1. Field of the Invention
The invention is in the field of optical imaging, in particular, noninvasive near-field optical imaging.
2. Description of the Related Technology
Current state of the art optical near-field techniques are capable of obtaining only two-dimensional maps of optical intensity near the surface of a sample. Although in the case of homogeneous samples, such maps can be related to the sample's surface topography, their interpretation for manifestly inhomogeneous samples has proved to be problematic.
In principle, it is possible to extend these techniques in order to obtain three-dimensional studies of a sample's interior by sequentially etching thin layers of a sample starting from the top of the sample and performing near field scans of the sample's exposed surfaces. However, a drawback of this method is that the sample is destroyed and may be contaminated during the etching process.

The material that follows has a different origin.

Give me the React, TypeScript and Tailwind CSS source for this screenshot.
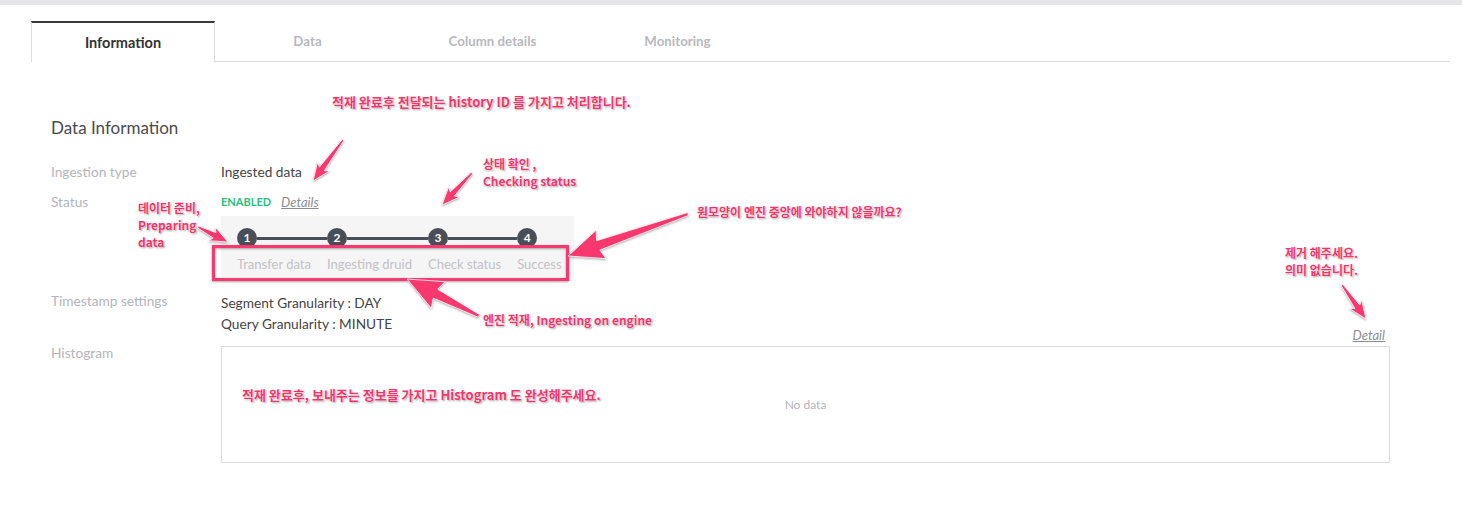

Thus, near field microscopy is traditionally viewed as a technique for imaging surfaces. However, it has recently demonstrated the capacity to detect subsurface structure. Experiments in which a near-field probe is scanned over a three-dimensional volume outside the sample suggest that information on the three-dimensional structure of the sample is encoded in the measured data. That is, the measured intensity viewed as a function of height above the sample is seen to depend upon the depth of subsurface features. However, the intensity images obtained in this manner are not tomographic, nor are they quantitatively related to the optical properties of the medium.
The above noted difficulties have led to the use of inverse-scattering theory to clarify the precise manner in which three-dimensional sub-wavelength structure is encoded in the optical near field. Results in this direction have been reported for two-dimensional reconstruction of thin samples and also for three-dimensional inhomogeneous media. In either case, solution of the inverse scattering problem generally requires measurements of the optical phase in the form of a near-field hologram. Experimentally such a task is notoriously difficult and has not yet been realized.
A replacement of phase measurements by control of the phase of illuminating fields has also been proposed. In this approach, a collection of measurements of the power extinguished from incident evanescent waves with shifted phases is used to reconstruct the imaginary (absorptive) part of the dielectric susceptibility. Assuming that the experimental challenges of this approach could be resolved and such a technique could be realized, it is still impossible to recover the real part of sample's susceptibility using this technique.
Therefore there is a need in the field for a nondestructive method for optical imaging that does not expose a sample to undesired contaminants. It is also desirable that the method employs simple measurements of optical intensity in far-field and does not require interferometric techniques. The method may also be able to recover both real and imaginary parts of dielectric susceptibility.